## [GIVEN EXERCISE]
Drop the images; return everything else in the listing below exactly.
------------------------------------
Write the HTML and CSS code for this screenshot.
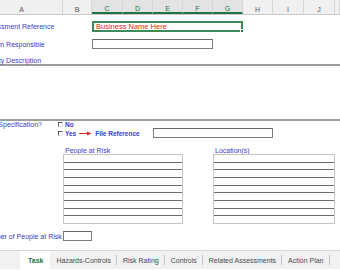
FILE: index.html
```html
<!DOCTYPE html>
<html lang="en">
<head>
    <meta charset="UTF-8">
    <title>Risk Assessment - Task</title>
    <link rel="stylesheet" href="styles.css">
</head>
<body>
    <div class="grid col-head">
        <div class="ch">A</div>
        <div class="ch">B</div>
        <div class="ch sel">C</div>
        <div class="ch sel">D</div>
        <div class="ch sel">E</div>
        <div class="ch sel">F</div>
        <div class="ch sel">G</div>
        <div class="ch">H</div>
        <div class="ch">I</div>
        <div class="ch">J</div>
        <div class="ch"></div>
    </div>

    <div class="sheet">
        <div class="gap-6"></div>
        <div class="grid row-ref">
            <div class="label">Assessment Reference</div>
            <div class="field active">Business Name Here<span class="handle"></span></div>
        </div>

        <div class="gap-7"></div>
        <div class="grid row-10">
            <div class="label">Person Responsible</div>
            <div class="box span-cf"></div>
        </div>

        <div class="gap-8"></div>
        <div class="grid row-7">
            <div class="label">Activity Description</div>
        </div>
        <div class="rule"></div>
        <div class="desc-area"></div>
        <div class="rule"></div>

        <div class="grid row-7">
            <div class="checks">
                <span class="label spec">Task Specification?</span>
                <span class="cb"></span><span class="opt">No</span>
            </div>
        </div>
        <div class="grid row-10">
            <div class="checks indent">
                <span class="cb"></span><span class="opt">Yes</span>
                <svg class="arrow" width="13" height="5" viewBox="0 0 13 5">
                    <line x1="0" y1="2.5" x2="9" y2="2.5" stroke="#e02424" stroke-width="1"/>
                    <polygon points="8,0.5 12.5,2.5 8,4.5" fill="#e02424"/>
                </svg>
                <span class="opt">File Reference</span>
            </div>
            <div class="box span-eh"></div>
        </div>

        <div class="gap-9"></div>
        <div class="grid row-7">
            <div class="label list-title span-b">People at Risk</div>
            <div class="label list-title span-g">Location(s)</div>
        </div>
        <div class="grid row-list">
            <div class="list span-be">
                <div class="line"></div><div class="line"></div><div class="line"></div>
                <div class="line"></div><div class="line"></div><div class="line"></div>
                <div class="line"></div><div class="line"></div><div class="line"></div>
            </div>
            <div class="list span-gj">
                <div class="line"></div><div class="line"></div><div class="line"></div>
                <div class="line"></div><div class="line"></div><div class="line"></div>
                <div class="line"></div><div class="line"></div><div class="line"></div>
            </div>
        </div>

        <div class="gap-7"></div>
        <div class="grid row-10">
            <div class="label">Number of People at Risk</div>
            <div class="box span-b"></div>
        </div>
    </div>

    <div class="tabs">
        <div class="tab-nav"></div>
        <div class="tab active">Task</div>
        <div class="tab">Hazards-Controls</div>
        <div class="tab">Risk Rating</div>
        <div class="tab">Controls</div>
        <div class="tab">Related Assessments</div>
        <div class="tab">Action Plan</div>
    </div>
</body>
</html>
```

FILE: styles.css
```css
* {
    margin: 0;
    padding: 0;
    box-sizing: border-box;
}

body {
    width: 340px;
    height: 270px;
    overflow: hidden;
    font-family: 'Liberation Sans', Arial, sans-serif;
    background: #fff;
    display: flex;
    flex-direction: column;
}

/* sheet is scrolled a little to the right, column A starts off screen */
.grid {
    display: grid;
    grid-template-columns: 82px 29px 31px 30px 30px 30px 30px 30px 31px 31px 1fr;
    margin-left: -19px;
}

.col-head {
    height: 15px;
    flex-shrink: 0;
    background: #f0f0f0;
    border-bottom: 1px solid #c9c9c9;
}

.ch {
    font-size: 7px;
    color: #555;
    text-align: center;
    padding-top: 5px;
    line-height: 9px;
    border-right: 1px solid #d6d6d6;
}

.ch.sel {
    background: #e3e3e3;
    color: #217346;
    border-bottom: 2px solid #217346;
    line-height: 7px;
}

.sheet {
    flex: 1;
}

.gap-6 { height: 6px; }
.gap-7 { height: 7px; }
.gap-8 { height: 8px; }
.gap-9 { height: 9px; }

.row-ref { height: 11px; }
.row-10 { height: 10px; }
.row-7 { height: 7px; }
.row-list { height: 70px; }

.label {
    grid-column: 1 / 2;
    font-size: 7px;
    line-height: 7px;
    color: #3a3acc;
    white-space: nowrap;
    padding-left: 1px;
    align-self: center;
}

.field {
    grid-column: 3 / 8;
    position: relative;
    font-size: 7.5px;
    line-height: 7px;
    color: #e02424;
    padding: 0 0 0 2px;
    display: flex;
    align-items: center;
}

.field.active {
    border: 2px solid #3f8a5d;
}

.handle {
    position: absolute;
    right: -3px;
    bottom: -3px;
    width: 4px;
    height: 4px;
    background: #217346;
    border: 1px solid #fff;
}

.box {
    border: 1px solid #7d7d7d;
    border-top-color: #6a6a6a;
}

.span-b { grid-column: 2 / 3; }
.span-cf { grid-column: 3 / 7; }
.span-eh { grid-column: 5 / 9; }
.span-be { grid-column: 2 / 6; }
.span-g { grid-column: 7 / 8; }
.span-gj { grid-column: 7 / 11; }

.list-title {
    padding-left: 2px;
}

.rule {
    height: 2px;
    background: #9d9d9d;
}

.desc-area {
    height: 53px;
}

.checks {
    grid-column: 1 / 5;
    display: flex;
    align-items: center;
    gap: 1px;
    font-size: 7px;
    line-height: 7px;
    color: #3a3acc;
}

.checks.indent {
    padding-left: 77px;
}

.spec {
    width: 76px;
    flex-shrink: 0;
}

.cb {
    width: 5px;
    height: 5px;
    margin-right: 1px;
    border-top: 1px solid #5a5a5a;
    border-left: 1px solid #5a5a5a;
    border-right: 1px solid #e6e6e6;
    border-bottom: 1px solid #e6e6e6;
}

.opt {
    font-weight: bold;
    font-size: 6.5px;
}

.arrow {
    margin: 0 2px 0 2px;
}

.list {
    display: flex;
    flex-direction: column;
    border: 1px solid #c4c4c4;
}

.line {
    flex: 1;
    border-bottom: 1px solid #6b6b6b;
}

.line:last-child {
    border-bottom: none;
}

.tabs {
    height: 19px;
    flex-shrink: 0;
    display: flex;
    background: #f1f1f1;
    border-top: 1px solid #d8d8d8;
    margin-bottom: 1px;
}

.tab-nav {
    width: 20px;
}

.tab {
    position: relative;
    font-size: 7px;
    color: #4a4a4a;
    padding: 0 6px;
    display: flex;
    align-items: center;
    white-space: nowrap;
}

.tab::after {
    content: '';
    position: absolute;
    right: 0;
    top: 4px;
    bottom: 4px;
    width: 1px;
    background: #c2c2c2;
}

.tab.active {
    background: #fff;
    color: #217346;
    font-weight: bold;
    padding: 0 7px 0 8px;
}

.tab.active::after {
    display: none;
}
```
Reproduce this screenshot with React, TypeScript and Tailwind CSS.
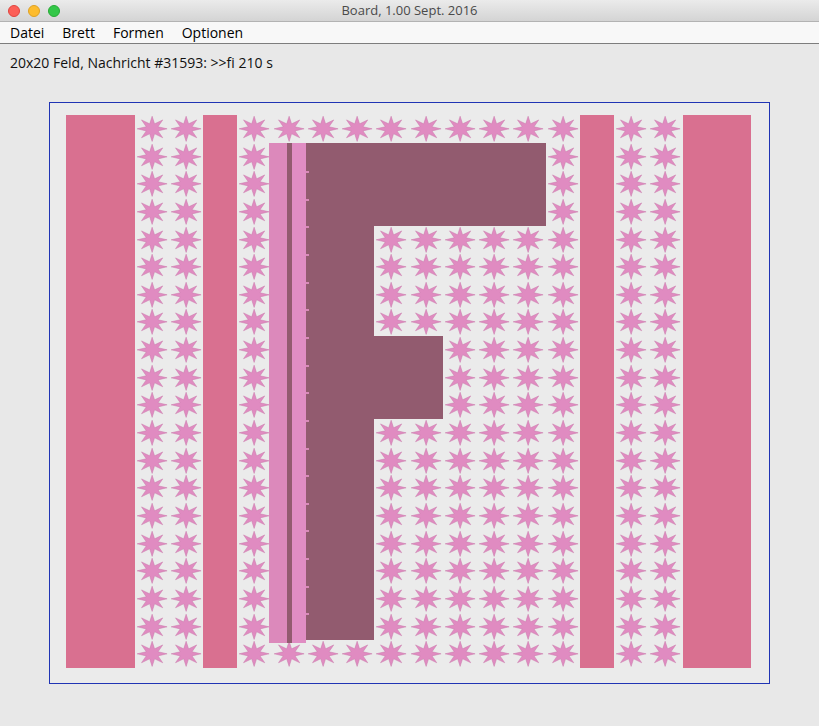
------------------------------------
## [WORKED SOLUTION]
Write the HTML and CSS code for this screenshot.
FILE: index.html
```html
<!DOCTYPE html>
<html lang="en">
<head>
    <meta charset="UTF-8">
    <title>Risk Assessment - Task</title>
    <link rel="stylesheet" href="styles.css">
</head>
<body>
    <div class="grid col-head">
        <div class="ch">A</div>
        <div class="ch">B</div>
        <div class="ch sel">C</div>
        <div class="ch sel">D</div>
        <div class="ch sel">E</div>
        <div class="ch sel">F</div>
        <div class="ch sel">G</div>
        <div class="ch">H</div>
        <div class="ch">I</div>
        <div class="ch">J</div>
        <div class="ch"></div>
    </div>

    <div class="sheet">
        <div class="gap-6"></div>
        <div class="grid row-ref">
            <div class="label">Assessment Reference</div>
            <div class="field active">Business Name Here<span class="handle"></span></div>
        </div>

        <div class="gap-7"></div>
        <div class="grid row-10">
            <div class="label">Person Responsible</div>
            <div class="box span-cf"></div>
        </div>

        <div class="gap-8"></div>
        <div class="grid row-7">
            <div class="label">Activity Description</div>
        </div>
        <div class="rule"></div>
        <div class="desc-area"></div>
        <div class="rule"></div>

        <div class="grid row-7">
            <div class="checks">
                <span class="label spec">Task Specification?</span>
                <span class="cb"></span><span class="opt">No</span>
            </div>
        </div>
        <div class="grid row-10">
            <div class="checks indent">
                <span class="cb"></span><span class="opt">Yes</span>
                <svg class="arrow" width="13" height="5" viewBox="0 0 13 5">
                    <line x1="0" y1="2.5" x2="9" y2="2.5" stroke="#e02424" stroke-width="1"/>
                    <polygon points="8,0.5 12.5,2.5 8,4.5" fill="#e02424"/>
                </svg>
                <span class="opt">File Reference</span>
            </div>
            <div class="box span-eh"></div>
        </div>

        <div class="gap-9"></div>
        <div class="grid row-7">
            <div class="label list-title span-b">People at Risk</div>
            <div class="label list-title span-g">Location(s)</div>
        </div>
        <div class="grid row-list">
            <div class="list span-be">
                <div class="line"></div><div class="line"></div><div class="line"></div>
                <div class="line"></div><div class="line"></div><div class="line"></div>
                <div class="line"></div><div class="line"></div><div class="line"></div>
            </div>
            <div class="list span-gj">
                <div class="line"></div><div class="line"></div><div class="line"></div>
                <div class="line"></div><div class="line"></div><div class="line"></div>
                <div class="line"></div><div class="line"></div><div class="line"></div>
            </div>
        </div>

        <div class="gap-7"></div>
        <div class="grid row-10">
            <div class="label">Number of People at Risk</div>
            <div class="box span-b"></div>
        </div>
    </div>

    <div class="tabs">
        <div class="tab-nav"></div>
        <div class="tab active">Task</div>
        <div class="tab">Hazards-Controls</div>
        <div class="tab">Risk Rating</div>
        <div class="tab">Controls</div>
        <div class="tab">Related Assessments</div>
        <div class="tab">Action Plan</div>
    </div>
</body>
</html>
```

FILE: styles.css
```css
* {
    margin: 0;
    padding: 0;
    box-sizing: border-box;
}

body {
    width: 340px;
    height: 270px;
    overflow: hidden;
    font-family: 'Liberation Sans', Arial, sans-serif;
    background: #fff;
    display: flex;
    flex-direction: column;
}

/* sheet is scrolled a little to the right, column A starts off screen */
.grid {
    display: grid;
    grid-template-columns: 82px 29px 31px 30px 30px 30px 30px 30px 31px 31px 1fr;
    margin-left: -19px;
}

.col-head {
    height: 15px;
    flex-shrink: 0;
    background: #f0f0f0;
    border-bottom: 1px solid #c9c9c9;
}

.ch {
    font-size: 7px;
    color: #555;
    text-align: center;
    padding-top: 5px;
    line-height: 9px;
    border-right: 1px solid #d6d6d6;
}

.ch.sel {
    background: #e3e3e3;
    color: #217346;
    border-bottom: 2px solid #217346;
    line-height: 7px;
}

.sheet {
    flex: 1;
}

.gap-6 { height: 6px; }
.gap-7 { height: 7px; }
.gap-8 { height: 8px; }
.gap-9 { height: 9px; }

.row-ref { height: 11px; }
.row-10 { height: 10px; }
.row-7 { height: 7px; }
.row-list { height: 70px; }

.label {
    grid-column: 1 / 2;
    font-size: 7px;
    line-height: 7px;
    color: #3a3acc;
    white-space: nowrap;
    padding-left: 1px;
    align-self: center;
}

.field {
    grid-column: 3 / 8;
    position: relative;
    font-size: 7.5px;
    line-height: 7px;
    color: #e02424;
    padding: 0 0 0 2px;
    display: flex;
    align-items: center;
}

.field.active {
    border: 2px solid #3f8a5d;
}

.handle {
    position: absolute;
    right: -3px;
    bottom: -3px;
    width: 4px;
    height: 4px;
    background: #217346;
    border: 1px solid #fff;
}

.box {
    border: 1px solid #7d7d7d;
    border-top-color: #6a6a6a;
}

.span-b { grid-column: 2 / 3; }
.span-cf { grid-column: 3 / 7; }
.span-eh { grid-column: 5 / 9; }
.span-be { grid-column: 2 / 6; }
.span-g { grid-column: 7 / 8; }
.span-gj { grid-column: 7 / 11; }

.list-title {
    padding-left: 2px;
}

.rule {
    height: 2px;
    background: #9d9d9d;
}

.desc-area {
    height: 53px;
}

.checks {
    grid-column: 1 / 5;
    display: flex;
    align-items: center;
    gap: 1px;
    font-size: 7px;
    line-height: 7px;
    color: #3a3acc;
}

.checks.indent {
    padding-left: 77px;
}

.spec {
    width: 76px;
    flex-shrink: 0;
}

.cb {
    width: 5px;
    height: 5px;
    margin-right: 1px;
    border-top: 1px solid #5a5a5a;
    border-left: 1px solid #5a5a5a;
    border-right: 1px solid #e6e6e6;
    border-bottom: 1px solid #e6e6e6;
}

.opt {
    font-weight: bold;
    font-size: 6.5px;
}

.arrow {
    margin: 0 2px 0 2px;
}

.list {
    display: flex;
    flex-direction: column;
    border: 1px solid #c4c4c4;
}

.line {
    flex: 1;
    border-bottom: 1px solid #6b6b6b;
}

.line:last-child {
    border-bottom: none;
}

.tabs {
    height: 19px;
    flex-shrink: 0;
    display: flex;
    background: #f1f1f1;
    border-top: 1px solid #d8d8d8;
    margin-bottom: 1px;
}

.tab-nav {
    width: 20px;
}

.tab {
    position: relative;
    font-size: 7px;
    color: #4a4a4a;
    padding: 0 6px;
    display: flex;
    align-items: center;
    white-space: nowrap;
}

.tab::after {
    content: '';
    position: absolute;
    right: 0;
    top: 4px;
    bottom: 4px;
    width: 1px;
    background: #c2c2c2;
}

.tab.active {
    background: #fff;
    color: #217346;
    font-weight: bold;
    padding: 0 7px 0 8px;
}

.tab.active::after {
    display: none;
}
```
Reproduce this screenshot with React, TypeScript and Tailwind CSS.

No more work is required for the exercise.